## Items:

━━━━━━

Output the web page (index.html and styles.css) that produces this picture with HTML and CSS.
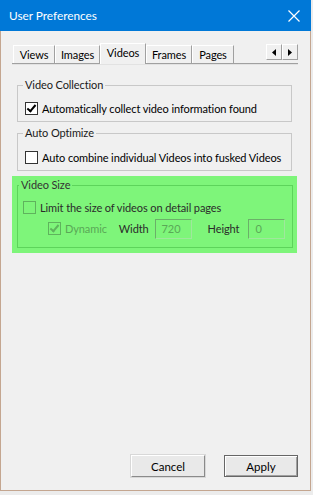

━━━━━━

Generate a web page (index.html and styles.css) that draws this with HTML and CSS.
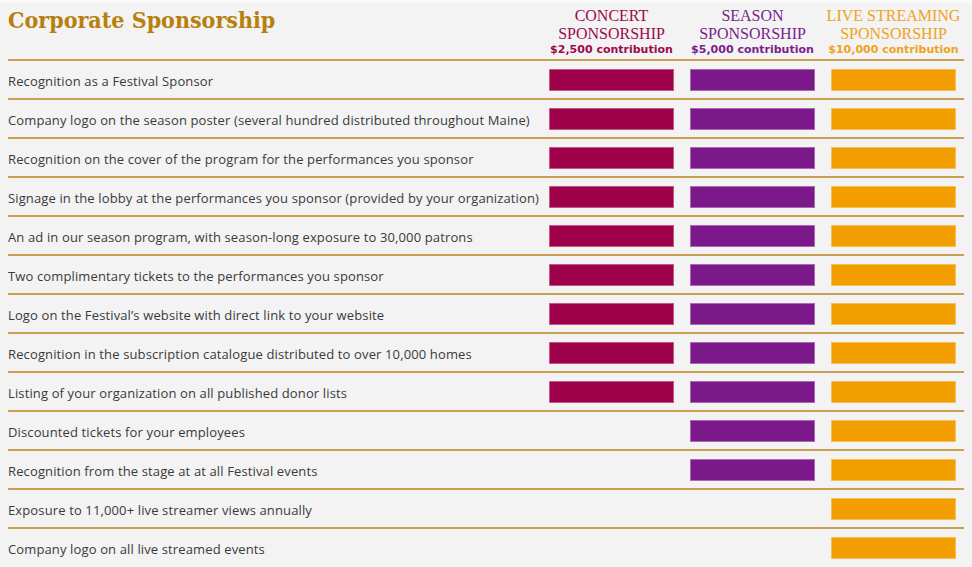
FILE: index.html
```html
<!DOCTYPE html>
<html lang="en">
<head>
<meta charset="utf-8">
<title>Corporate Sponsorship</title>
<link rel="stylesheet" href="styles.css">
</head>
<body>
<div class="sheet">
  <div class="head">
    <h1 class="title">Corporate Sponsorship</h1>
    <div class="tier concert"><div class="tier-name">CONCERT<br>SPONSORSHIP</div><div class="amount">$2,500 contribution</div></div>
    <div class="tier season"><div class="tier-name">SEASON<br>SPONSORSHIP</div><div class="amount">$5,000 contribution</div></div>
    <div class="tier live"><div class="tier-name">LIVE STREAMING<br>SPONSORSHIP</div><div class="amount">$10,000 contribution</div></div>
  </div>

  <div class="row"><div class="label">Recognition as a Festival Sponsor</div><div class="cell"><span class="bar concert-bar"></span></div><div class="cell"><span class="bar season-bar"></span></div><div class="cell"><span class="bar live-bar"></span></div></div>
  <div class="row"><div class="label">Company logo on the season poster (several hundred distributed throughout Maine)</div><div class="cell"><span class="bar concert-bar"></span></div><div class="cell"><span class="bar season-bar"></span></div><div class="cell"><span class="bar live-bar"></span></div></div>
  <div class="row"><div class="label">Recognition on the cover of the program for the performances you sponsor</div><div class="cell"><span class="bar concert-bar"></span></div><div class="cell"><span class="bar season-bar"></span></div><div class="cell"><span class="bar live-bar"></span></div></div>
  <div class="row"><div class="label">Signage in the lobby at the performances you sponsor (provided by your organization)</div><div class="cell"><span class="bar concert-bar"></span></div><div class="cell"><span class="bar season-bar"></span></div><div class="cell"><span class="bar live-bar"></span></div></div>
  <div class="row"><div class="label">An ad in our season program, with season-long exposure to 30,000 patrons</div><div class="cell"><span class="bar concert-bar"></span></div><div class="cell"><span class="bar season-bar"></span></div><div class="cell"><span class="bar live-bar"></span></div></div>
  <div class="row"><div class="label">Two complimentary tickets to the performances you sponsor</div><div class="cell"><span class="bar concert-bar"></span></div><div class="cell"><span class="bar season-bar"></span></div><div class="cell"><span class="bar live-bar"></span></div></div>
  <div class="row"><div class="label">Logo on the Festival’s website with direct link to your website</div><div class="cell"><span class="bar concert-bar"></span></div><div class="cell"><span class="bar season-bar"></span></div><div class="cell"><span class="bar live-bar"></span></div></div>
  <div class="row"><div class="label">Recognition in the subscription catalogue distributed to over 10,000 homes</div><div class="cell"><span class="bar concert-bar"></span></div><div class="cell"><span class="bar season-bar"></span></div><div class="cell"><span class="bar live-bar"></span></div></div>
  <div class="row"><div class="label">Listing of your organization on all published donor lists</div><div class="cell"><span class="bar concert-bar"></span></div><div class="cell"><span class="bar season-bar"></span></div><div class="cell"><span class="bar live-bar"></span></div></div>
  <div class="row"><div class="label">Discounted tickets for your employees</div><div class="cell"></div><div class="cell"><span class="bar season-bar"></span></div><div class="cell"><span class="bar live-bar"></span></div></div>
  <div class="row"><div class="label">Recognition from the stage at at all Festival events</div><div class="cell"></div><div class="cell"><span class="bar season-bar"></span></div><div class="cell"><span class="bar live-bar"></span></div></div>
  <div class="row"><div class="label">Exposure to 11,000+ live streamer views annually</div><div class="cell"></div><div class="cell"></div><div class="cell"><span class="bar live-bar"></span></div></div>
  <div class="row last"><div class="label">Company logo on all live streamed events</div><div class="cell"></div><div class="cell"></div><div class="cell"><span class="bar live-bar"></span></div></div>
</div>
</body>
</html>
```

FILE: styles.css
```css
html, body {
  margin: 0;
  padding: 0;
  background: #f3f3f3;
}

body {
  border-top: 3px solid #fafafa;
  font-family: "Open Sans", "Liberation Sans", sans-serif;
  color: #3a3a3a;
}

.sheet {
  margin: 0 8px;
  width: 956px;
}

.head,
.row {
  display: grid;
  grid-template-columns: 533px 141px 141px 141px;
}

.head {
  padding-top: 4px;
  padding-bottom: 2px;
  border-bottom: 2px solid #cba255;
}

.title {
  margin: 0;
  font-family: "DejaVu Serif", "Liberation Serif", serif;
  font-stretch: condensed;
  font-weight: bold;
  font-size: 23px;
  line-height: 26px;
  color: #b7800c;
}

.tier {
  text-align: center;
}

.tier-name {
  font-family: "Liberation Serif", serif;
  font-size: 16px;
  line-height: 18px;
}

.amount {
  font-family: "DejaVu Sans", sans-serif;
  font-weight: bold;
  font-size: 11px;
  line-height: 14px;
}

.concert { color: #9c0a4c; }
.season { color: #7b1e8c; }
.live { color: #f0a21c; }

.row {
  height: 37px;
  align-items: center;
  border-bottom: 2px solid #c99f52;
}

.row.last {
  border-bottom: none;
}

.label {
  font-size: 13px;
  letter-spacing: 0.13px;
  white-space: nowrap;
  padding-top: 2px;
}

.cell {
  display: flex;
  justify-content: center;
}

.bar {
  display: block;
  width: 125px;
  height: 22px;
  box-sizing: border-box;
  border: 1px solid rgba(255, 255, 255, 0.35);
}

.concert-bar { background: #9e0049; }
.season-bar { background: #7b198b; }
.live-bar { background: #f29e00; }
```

━━━━━━

## Exercise goal:
Go through the records above and copy every line with the word "that".

## Exercise result:
Output the web page (index.html and styles.css) that produces this picture with HTML and CSS.
Generate a web page (index.html and styles.css) that draws this with HTML and CSS.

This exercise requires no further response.